Il cibo, si diceva. Le mafie nascono in un mondo agricolo e da lì prendono il largo. Il rapporto con le campagne non si è mai allentato, dalla gestione diretta alle fasi dell’intermediazione. Ancora oggi gestiscono soprattutto la distribuzione dei prodotti agricoli, imponendo passaggi e trasporti che servono solo a far aumentare i costi e a far lavorare le loro ditte di trasporto. L’esempio più attuale è il condizionamento di alcuni mercati ortofrutticoli, non solo al Sud. Altra questione sono le truffe alimentari, che interessano i più svariati tipi di prodotti e sono il portato di interessi criminali non solo mafiosi. Il più delle volte si tratta di semplici imprenditori, professionisti della truffa che attentano direttamente alla salute dei consumatori e fanno concorrenza sleale alle tante aziende sane del made in Italy

Nel ventennale delle stragi mafiose di Capaci e di via D’Amelio, compare un capitolo dedicato alle vittime dell’ecomafia, a ricordare che gli ecocriminali, oltre a devastare i territori e la salute di intere collettività, spesso uccidono.
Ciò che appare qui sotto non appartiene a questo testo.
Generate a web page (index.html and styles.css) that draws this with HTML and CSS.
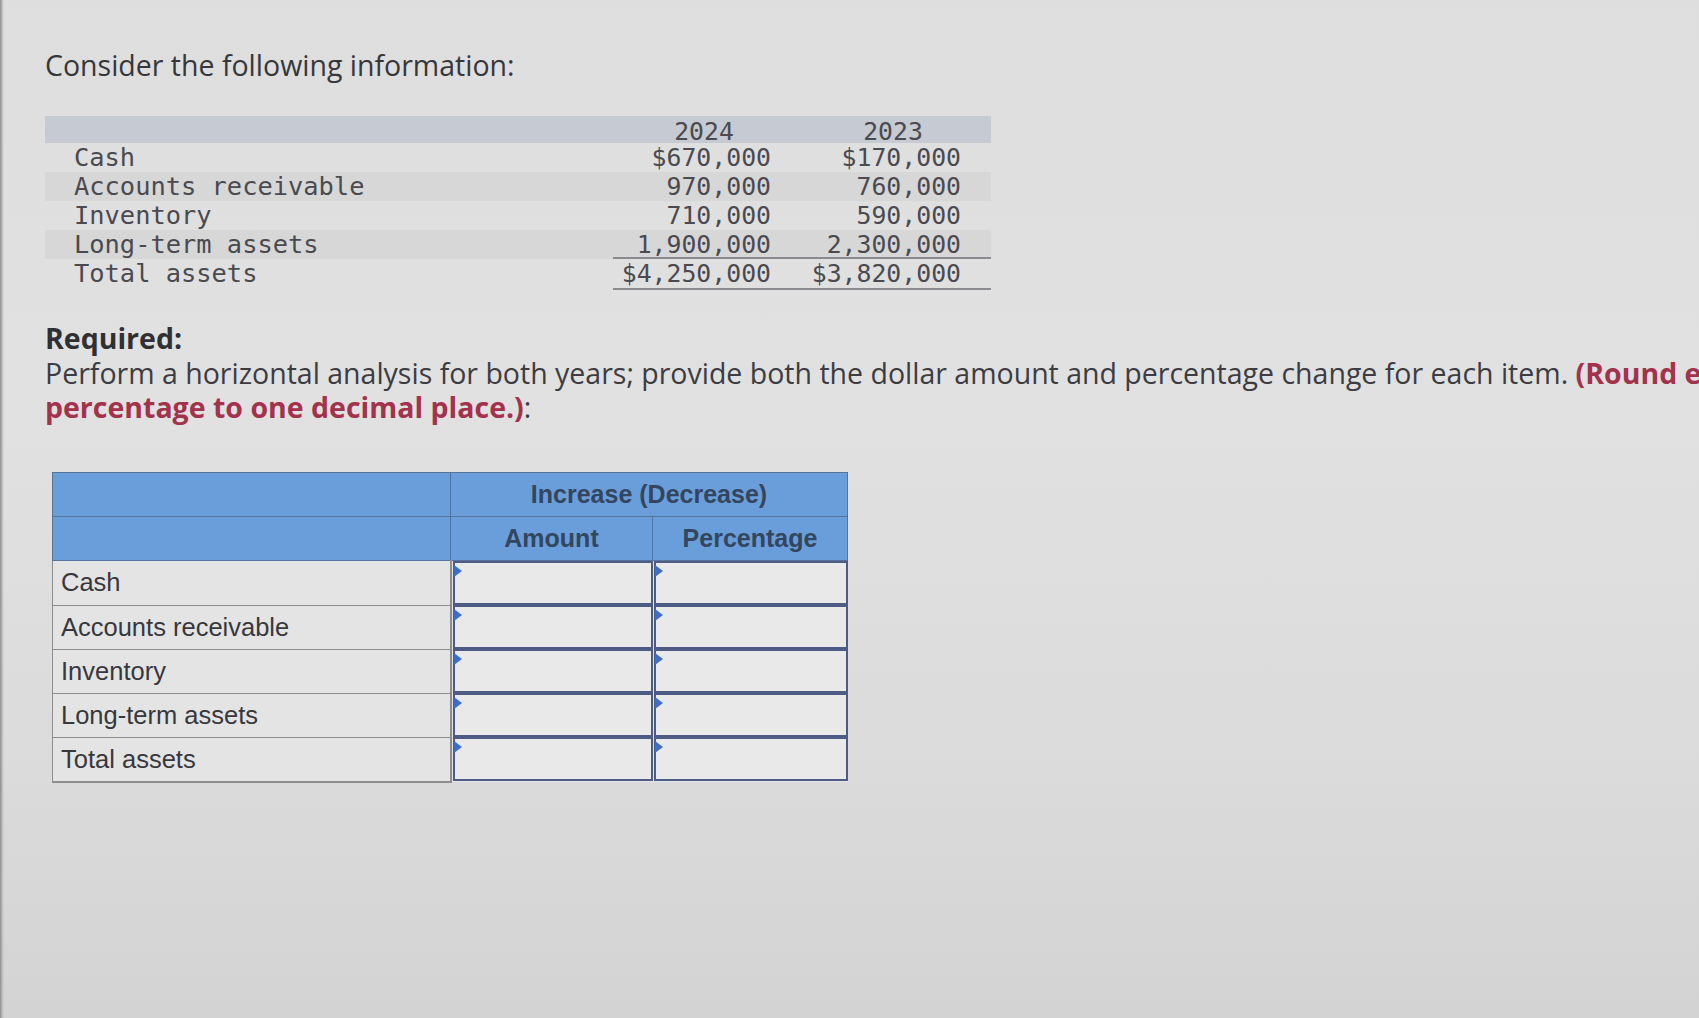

Quest’anno, oltre a dedicare l’intero volume alle vittime innocenti delle stragi del 1992 di Capaci e via D’Amelio a Palermo, abbiamo voluto anche rendere omaggio ad alcune vittime di ecomafia. Non le intere comunità che ogni giorno sopportano i torti dell’attacco criminale alla salubrità e alla bellezza dei territorio (impresa impossibile da fare), ma uomini e donne che – come ricordiamo nel capitolo a essi dedicato – nella loro veste di “cittadini, sacerdoti, rappresentanti delle forze dell’ordine che quotidianamente nella pratica della normalità alzavano la voce contro i soprusi e le violenze alla bellezza del territorio e della natura. Tutti uccisi per mano dell’ecomafia in una guerra invisibile e silenziosa”. In questa edizione abbiamo scelto faticosamente, per ovvie esigenze di sintesi, 26 nomi, solo una piccolissima parte, che con le loro storie e il loro esempio vogliono rappresentare tutte le vittime. In un paese che ha la memoria corta, il nostro è un semplice gesto per ricordarli, il nostro umile modo per ringraziarli.